China hits Us sorghum trade with fresh duty

BEIJING • China will impose temporary anti-dumping deposits on US sorghum imports from today, adding to trade tensions between the world’s biggest economies. Soybean meal futures climbed on concerns the oilseed could be targeted next.

Imports will incur a 178.6% duty, China’s Ministry of Commerce said in a preliminary ruling yesterday. That’s in compliance with domestic law and World Trade Organisation rules, Wang Hejun, chief of the trade remedy and investigation bureau at the ministry, said in a statement.

China began a probe into sorghum imports from the US in early February, just weeks after US President Donald Trump slapped tariffs on imported solar panels and washing machines.
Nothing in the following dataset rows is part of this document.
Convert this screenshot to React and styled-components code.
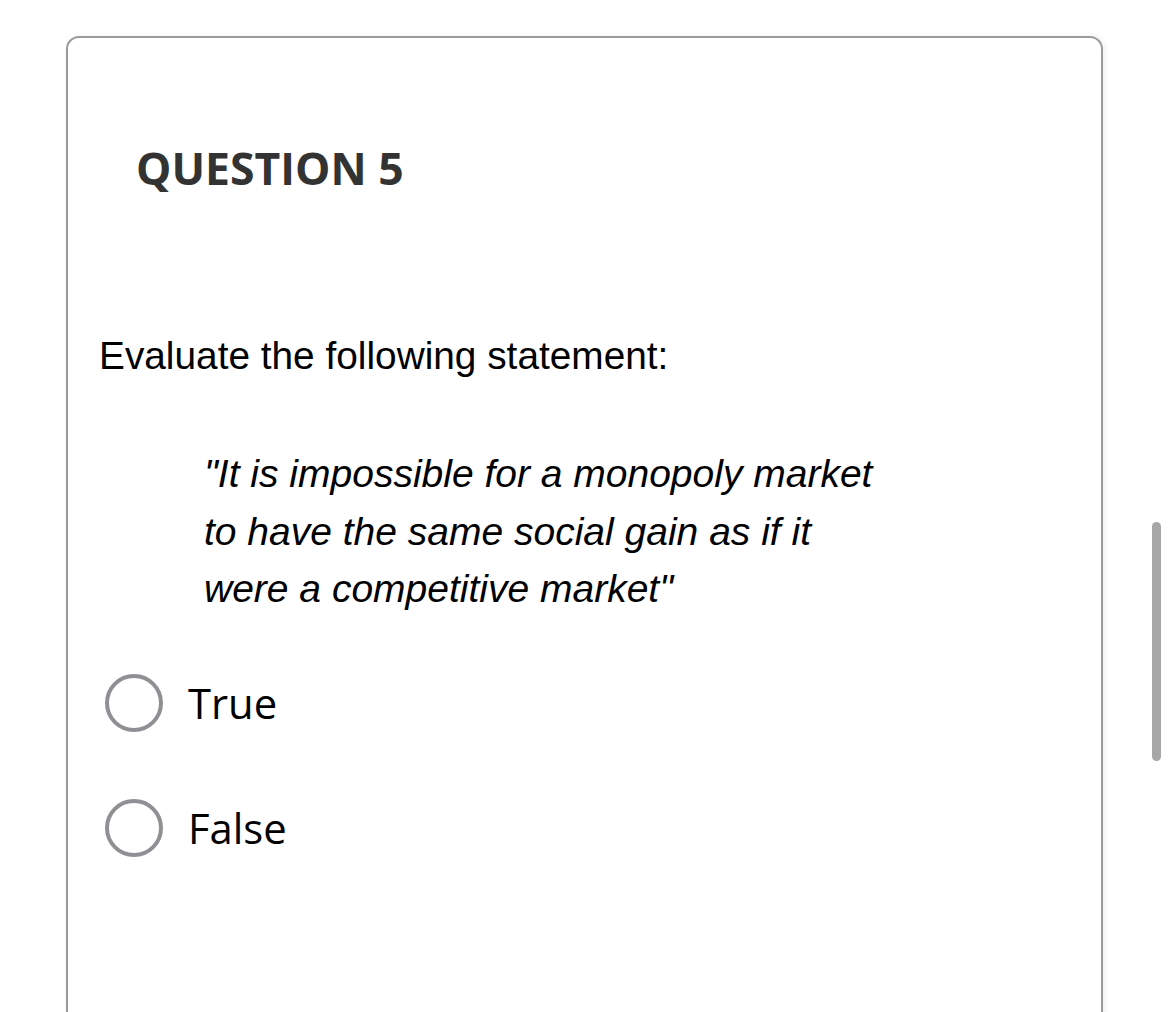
import React from 'react'
import styled, { createGlobalStyle } from 'styled-components'

const GlobalStyle = createGlobalStyle`
  html, body {
    margin: 0;
    padding: 0;
    background: #ffffff;
    overflow: hidden;
  }
  body {
    width: 1170px;
    height: 1012px;
  }
`

const Page = styled.div`
  position: relative;
  height: 1012px;
  padding: 36px 0 0 66px;
  box-sizing: border-box;
`

const Card = styled.div`
  width: 1037px;
  height: 1100px;
  box-sizing: border-box;
  border: 2.5px solid #9a9a9a;
  border-radius: 13px;
  box-shadow: 2px 0 6px rgba(0, 0, 0, 0.06);
  padding: 100px 0 0 31px;
`

const Title = styled.h2`
  margin: 0 0 0 37px;
  font-family: "Open Sans", sans-serif;
  font-weight: 700;
  font-size: 44.5px;
  line-height: 60px;
  color: #333333;
`

const Prompt = styled.p`
  margin: 136px 0 0 0;
  font-family: "Liberation Sans", Arial, sans-serif;
  font-size: 38.8px;
  line-height: 44px;
  color: #000000;
`

const Quote = styled.blockquote`
  margin: 67px 0 0 105px;
  width: 800px;
  font-family: "Liberation Sans", Arial, sans-serif;
  font-style: italic;
  font-size: 39px;
  line-height: 57.5px;
  color: #000000;
`

const Options = styled.div`
  display: flex;
  flex-direction: column;
  gap: 67px;
  margin: 56px 0 0 6px;
`

const Option = styled.label`
  display: flex;
  align-items: center;
  gap: 25px;
  font-family: "Open Sans", sans-serif;
  font-size: 41.8px;
  line-height: 58px;
  color: #000000;
`

const Radio = styled.span`
  width: 58px;
  height: 58px;
  box-sizing: border-box;
  border: 4px solid #909094;
  border-radius: 50%;
  flex: none;
`

const ScrollThumb = styled.div`
  position: absolute;
  left: 1152px;
  top: 522px;
  width: 9px;
  height: 239px;
  border-radius: 5px;
  background: #a6a6a6;
`

export default function App() {
  return (
    <>
      <GlobalStyle />
      <Page>
        <Card>
          <Title>QUESTION 5</Title>
          <Prompt>Evaluate the following statement:</Prompt>
          <Quote>
            "It is impossible for a monopoly market<br />
            to have the same social gain as if it<br />
            were a competitive market"
          </Quote>
          <Options>
            <Option><Radio />True</Option>
            <Option><Radio />False</Option>
          </Options>
        </Card>
        <ScrollThumb />
      </Page>
    </>
  )
}
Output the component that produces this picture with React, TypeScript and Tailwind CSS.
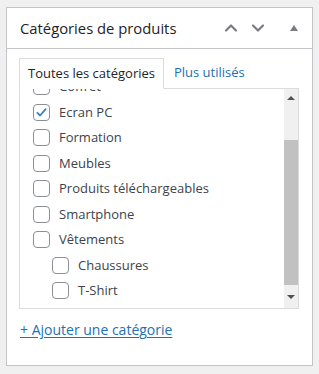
import { ChevronUp, ChevronDown } from "lucide-react";

const rows = [
  { name: "Coffret", level: 0, checked: false },
  { name: "Ecran PC", level: 0, checked: true },
  { name: "Formation", level: 0, checked: false },
  { name: "Meubles", level: 0, checked: false },
  { name: "Produits téléchargeables", level: 0, checked: false },
  { name: "Smartphone", level: 0, checked: false },
  { name: "Vêtements", level: 0, checked: false },
  { name: "Chaussures", level: 1, checked: false },
  { name: "T-Shirt", level: 1, checked: false },
];

function Checkbox({ checked }: { checked: boolean }) {
  return (
    <span className="flex h-[17px] w-[17px] shrink-0 items-center justify-center rounded-[4px] border border-[#8c8f94] bg-white">
      {checked && (
        <svg viewBox="0 0 20 20" className="h-[15px] w-[15px]">
          <path d="M4.5 10.5 L8.2 14 L15.5 5.5" fill="none" stroke="#3582c4" strokeWidth="2.4" strokeLinecap="round" strokeLinejoin="round" />
        </svg>
      )}
    </span>
  );
}

export default function App() {
  return (
    <div className="min-h-[374px] bg-[#f0f0f1] pl-[6px] pt-[7px]" style={{ fontFamily: '"Open Sans", "Noto Sans", sans-serif' }}>
      <div className="h-[359px] w-[307px] border border-[#c3c4c7] bg-white">
        {/* header */}
        <div className="flex h-[41px] items-center border-b border-[#c3c4c7] pl-[13px] pr-[14px]">
          <h2 className="flex-1 text-[14.8px] text-[#1d2327]">Catégories de produits</h2>
          <ChevronUp className="h-5 w-5 text-[#787c82]" strokeWidth={2.6} />
          <ChevronDown className="ml-[7px] h-5 w-5 text-[#787c82]" strokeWidth={2.6} />
          <span className="ml-[22px] h-0 w-0 border-x-[4px] border-b-[6px] border-x-transparent border-b-[#787c82]" />
        </div>

        <div className="px-[12px] pt-[9px]">
          {/* tabs */}
          <div className="flex text-[13px]">
            <div className="relative z-10 -mb-px flex h-[31px] items-center border border-b-white border-[#dcdcde] bg-white px-[8px] text-[#1d2327]">
              Toutes les catégories
            </div>
            <div className="flex h-[30px] items-center px-[10px] text-[#2271b1]">Plus utilisés</div>
          </div>

          {/* list */}
          <div className="flex h-[221px] w-[280px] border border-[#dcdcde] bg-white">
            <div className="flex-1 overflow-hidden">
              <div className="-mt-[15px] pl-[13px]">
                {rows.map((r) => (
                  <div
                    key={r.name}
                    className={`flex h-[25.5px] items-center gap-[9px] text-[13px] ${r.level ? "pl-[19px]" : ""}`}
                  >
                    <Checkbox checked={r.checked} />
                    <span className="text-[#3c434a]">{r.name}</span>
                  </div>
                ))}
              </div>
            </div>
            {/* scrollbar */}
            <div className="flex w-[14px] flex-col bg-[#f0f0f0]">
              <div className="flex h-[17px] items-center justify-center">
                <span className="h-0 w-0 border-x-[4px] border-b-[4px] border-x-transparent border-b-[#505050]" />
              </div>
              <div className="mt-[34px] h-[145px] w-[14px] bg-[#c1c1c1]" />
              <div className="flex flex-1 items-center justify-center">
                <span className="h-0 w-0 border-x-[4px] border-t-[4px] border-x-transparent border-t-[#505050]" />
              </div>
            </div>
          </div>

          <div className="pl-px pt-[10px] leading-[20px]">
            <a className="text-[14px] text-[#2271b1] underline underline-offset-2">+ Ajouter une catégorie</a>
          </div>
        </div>
      </div>
    </div>
  );
}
Tensions between the countries have since escalated after Trump ordered levies on steel and aluminium, with plans for more on products from China. The Asian nation, the largest buyer of American sorghum, has responded with tariffs of its own and potentially more to come.

“The rate is quite high and some buyers may have to cancel shipments,” said Li Qiang, chief analyst with Shanghai JC Intelligence Co. A rally in domestic corn prices since late last year has prompted domestic feed mills to increase purchases of the grain from the US, he said.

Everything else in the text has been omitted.